* [Rows from a dataset of pages and code]:
* * *

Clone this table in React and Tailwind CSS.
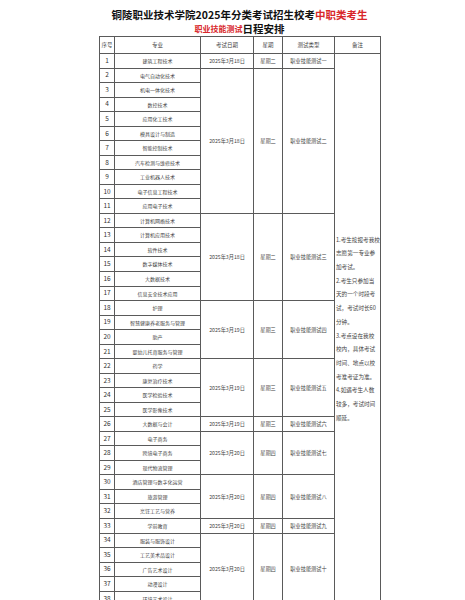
import React from "react";

const groups = [
  { date: "2025年3月18日", day: "星期二", test: "职业技能测试一", majors: ["建筑工程技术"] },
  {
    date: "2025年3月18日",
    day: "星期二",
    test: "职业技能测试二",
    majors: [
      "电气自动化技术",
      "机电一体化技术",
      "数控技术",
      "应用化工技术",
      "模具设计与制造",
      "智能控制技术",
      "汽车检测与维修技术",
      "工业机器人技术",
      "电子信息工程技术",
      "应用电子技术",
    ],
  },
  {
    date: "2025年3月18日",
    day: "星期二",
    test: "职业技能测试三",
    majors: ["计算机网络技术", "计算机应用技术", "软件技术", "数字媒体技术", "大数据技术", "信息安全技术应用"],
  },
  {
    date: "2025年3月19日",
    day: "星期三",
    test: "职业技能测试四",
    majors: ["护理", "智慧健康养老服务与管理", "助产", "婴幼儿托育服务与管理"],
  },
  {
    date: "2025年3月19日",
    day: "星期三",
    test: "职业技能测试五",
    majors: ["药学", "康复治疗技术", "医学检验技术", "医学影像技术"],
  },
  { date: "2025年3月19日", day: "星期三", test: "职业技能测试六", majors: ["大数据与会计"] },
  {
    date: "2025年3月20日",
    day: "星期四",
    test: "职业技能测试七",
    majors: ["电子商务", "跨境电子商务", "现代物流管理"],
  },
  {
    date: "2025年3月20日",
    day: "星期四",
    test: "职业技能测试八",
    majors: ["酒店管理与数字化运营", "旅游管理", "烹饪工艺与营养"],
  },
  { date: "2025年3月20日", day: "星期四", test: "职业技能测试九", majors: ["学前教育"] },
  {
    date: "2025年3月20日",
    day: "星期四",
    test: "职业技能测试十",
    majors: ["服装与服饰设计", "工艺美术品设计", "广告艺术设计", "动漫设计", "环境艺术设计"],
  },
];

const notes = [
  "1.考生按报考我校",
  "志愿第一专业参",
  "加考试。",
  "2.考生只参加当",
  "天的一个时段考",
  "试，考试时长60",
  "分钟。",
  "3.考点设在我校",
  "校内，具体考试",
  "时间、地点以校",
  "考准考证为准。",
  "4.如遇考生人数",
  "较多，考试时间",
  "顺延。",
];

const cell = "border border-[#5a5a5a] text-center align-middle p-0";

const App = () => {
  let n = 0;
  const rows = [];
  groups.forEach((g, gi) => {
    g.majors.forEach((m, mi) => {
      n += 1;
      rows.push(
        <tr key={n} className="h-[14.54px]">
          <td className={`${cell} text-[6.5px] text-[#333]`}>{n}</td>
          <td className={`${cell} text-[5px] text-[#444]`}>{m}</td>
          {mi === 0 && (
            <>
              <td rowSpan={g.majors.length} className={`${cell} text-[5.2px] text-[#444]`}>
                {g.date}
              </td>
              <td rowSpan={g.majors.length} className={`${cell} text-[5.2px] text-[#444]`}>
                {g.day}
              </td>
              <td rowSpan={g.majors.length} className={`${cell} text-[5.2px] text-[#444]`}>
                {g.test}
              </td>
            </>
          )}
          {gi === 0 && mi === 0 && (
            <td
              rowSpan={38}
              className={`${cell} text-left pl-[1px] text-[5.6px] leading-[13.7px] text-[#444] whitespace-nowrap`}
            >
              {notes.map((l) => (
                <div key={l}>{l}</div>
              ))}
            </td>
          )}
        </tr>
      );
    });
  });

  return (
    <div className="w-[465px] h-[600px] overflow-hidden bg-white font-['Noto_Sans_CJK_SC','Noto_Sans',sans-serif]">
      <div className="ml-[99px] w-[281px] pt-[8px]">
        <div className="h-[14px] text-center font-bold text-[10.5px] leading-[14px] text-[#111] whitespace-nowrap">
          铜陵职业技术学院2025年分类考试招生校考<span className="text-[#d8262a]">中职类考生</span>
        </div>
        <div className="h-[14px] flex justify-center items-center font-bold text-[#111] whitespace-nowrap">
          <span className="text-[8px] leading-none text-[#d8262a]">职业技能测试</span>
          <span className="text-[10.5px] leading-none">日程安排</span>
        </div>
        <table className="w-[281px] table-fixed border-collapse">
          <colgroup>
            <col className="w-[15px]" />
            <col className="w-[86px]" />
            <col className="w-[53px]" />
            <col className="w-[29px]" />
            <col className="w-[52px]" />
            <col className="w-[46px]" />
          </colgroup>
          <thead>
            <tr className="h-[17px]">
              {["序号", "专业", "考试日期", "星期", "测试类型", "备注"].map((h) => (
                <th key={h} className={`${cell} font-normal text-[5.5px] text-[#444]`}>
                  {h}
                </th>
              ))}
            </tr>
          </thead>
          <tbody>{rows}</tbody>
        </table>
      </div>
    </div>
  );
};

export default App;
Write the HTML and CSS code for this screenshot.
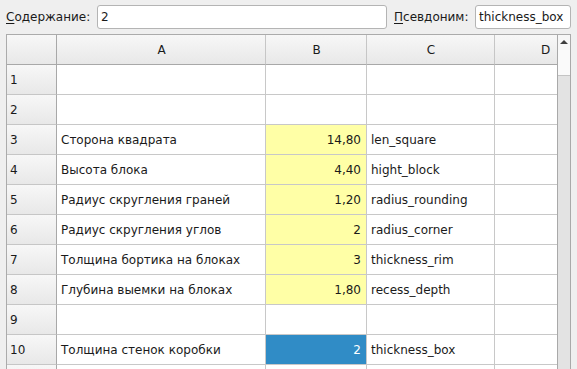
FILE: index.html
```html
<!DOCTYPE html>
<html>
<head>
<meta charset="utf-8">
<link rel="stylesheet" href="styles.css">
</head>
<body>
<div class="toolbar">
  <label class="lbl lbl-content"><u>С</u>одержание:</label>
  <div class="field field-content">2</div>
  <label class="lbl lbl-alias"><u>П</u>севдоним:</label>
  <div class="field field-alias">thickness_box</div>
</div>
<div class="sheet">
  <div class="grid">
    <div class="row head">
      <div class="cell corner"></div>
      <div class="cell colh">A</div>
      <div class="cell colh">B</div>
      <div class="cell colh">C</div>
      <div class="cell colh">D</div>
    </div>
    <div class="row"><div class="cell rowh">1</div><div class="cell"></div><div class="cell"></div><div class="cell"></div><div class="cell"></div></div>
    <div class="row"><div class="cell rowh">2</div><div class="cell"></div><div class="cell"></div><div class="cell"></div><div class="cell"></div></div>
    <div class="row"><div class="cell rowh">3</div><div class="cell">Сторона квадрата</div><div class="cell num alias">14,80</div><div class="cell">len_square</div><div class="cell"></div></div>
    <div class="row"><div class="cell rowh">4</div><div class="cell">Высота блока</div><div class="cell num alias">4,40</div><div class="cell">hight_block</div><div class="cell"></div></div>
    <div class="row"><div class="cell rowh">5</div><div class="cell">Радиус скругления граней</div><div class="cell num alias">1,20</div><div class="cell">radius_rounding</div><div class="cell"></div></div>
    <div class="row"><div class="cell rowh">6</div><div class="cell">Радиус скругления углов</div><div class="cell num alias">2</div><div class="cell">radius_corner</div><div class="cell"></div></div>
    <div class="row"><div class="cell rowh">7</div><div class="cell">Толщина бортика на блоках</div><div class="cell num alias">3</div><div class="cell">thickness_rim</div><div class="cell"></div></div>
    <div class="row"><div class="cell rowh">8</div><div class="cell">Глубина выемки на блоках</div><div class="cell num alias">1,80</div><div class="cell">recess_depth</div><div class="cell"></div></div>
    <div class="row"><div class="cell rowh">9</div><div class="cell"></div><div class="cell"></div><div class="cell"></div><div class="cell"></div></div>
    <div class="row"><div class="cell rowh">10</div><div class="cell">Толщина стенок коробки</div><div class="cell num selected">2</div><div class="cell">thickness_box</div><div class="cell"></div></div>
    <div class="row"><div class="cell rowh"></div><div class="cell"></div><div class="cell"></div><div class="cell"></div><div class="cell"></div></div>
  </div>
  <div class="vscroll">
    <div class="sb-up"><span class="arrow"></span></div>
    <div class="sb-thumb"></div>
    <div class="sb-track"></div>
  </div>
</div>
</body>
</html>
```
FILE: styles.css
```css
html, body {
  margin: 0;
  padding: 0;
  background: #efefef;
  overflow: hidden;
  width: 577px;
  height: 369px;
  font-family: "DejaVu Sans", sans-serif;
  font-size: 12px;
  color: #1a1a1a;
}
u { text-decoration: underline; text-underline-offset: 2px; }

.toolbar {
  display: flex;
  align-items: center;
  padding: 5px 6px 0 6px;
  height: 24px;
}
.lbl {
  flex: none;
  white-space: nowrap;
}
.lbl-content { width: 91px; }
.lbl-alias { width: 81px; margin-left: 7px; }
.field {
  box-sizing: border-box;
  height: 24px;
  background: #fff;
  border: 1px solid #b4b4b4;
  border-radius: 3px;
  padding: 0 3px;
  line-height: 22px;
  white-space: nowrap;
  overflow: hidden;
}
.field-content { flex: 1; }
.field-alias { width: 96px; flex: none; }

.sheet {
  display: flex;
  margin: 5px 6px 0 6px;
  height: 340px;
  border-top: 1px solid #ababab;
  border-left: 1px solid #ababab;
}
.grid {
  flex: 1;
  overflow: hidden;
  background: #fff;
}
.row {
  display: grid;
  grid-template-columns: 50px 209px 101px 128px 101px;
  height: 30px;
}
.cell {
  box-sizing: border-box;
  border-right: 1px solid #c8c8c8;
  border-bottom: 1px solid #c8c8c8;
  padding: 0 3px 0 4px;
  display: flex;
  align-items: center;
  white-space: nowrap;
  overflow: hidden;
  background: #fff;
}
.head .cell {
  background: linear-gradient(#f7f7f7, #e8e8e8);
  border-bottom: 1px solid #a8a8a8;
  border-right: 1px solid #c6c6c6;
  justify-content: center;
}
.head .corner { border-right: 1px solid #a8a8a8; }
.rowh {
  background: linear-gradient(#f7f7f7, #e8e8e8);
  border-right: 1px solid #a8a8a8;
  border-bottom: 1px solid #c6c6c6;
  padding-left: 3px;
}
.num { justify-content: flex-end; padding-right: 5px; }
.alias { background: #ffffa6; }
.selected { background: #308cc6; color: #fff; }

.vscroll {
  box-sizing: border-box;
  width: 14px;
  flex: none;
  display: flex;
  flex-direction: column;
  border-left: 1px solid #a9a9a9;
  border-right: 1px solid #a9a9a9;
  background: #e3e3e3;
}
.sb-up {
  height: 15px;
  background: #f6f6f6;
  display: flex;
  justify-content: center;
  padding-top: 5px;
  box-sizing: border-box;
}
.arrow {
  width: 0;
  height: 0;
  border-left: 4px solid transparent;
  border-right: 4px solid transparent;
  border-bottom: 4px solid #3c3c3c;
}
.sb-thumb {
  height: 25px;
  background: #fafafa;
  border-bottom: 1px solid #c4c4c4;
}
.sb-track { flex: 1; }
```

* * *

* [Description of the task]:
Return only the lines running from the start of the entries above to the line that contains "import React from", inclusive, and omit every picture.

* [Written answer]:
Clone this table in React and Tailwind CSS.
import React from "react";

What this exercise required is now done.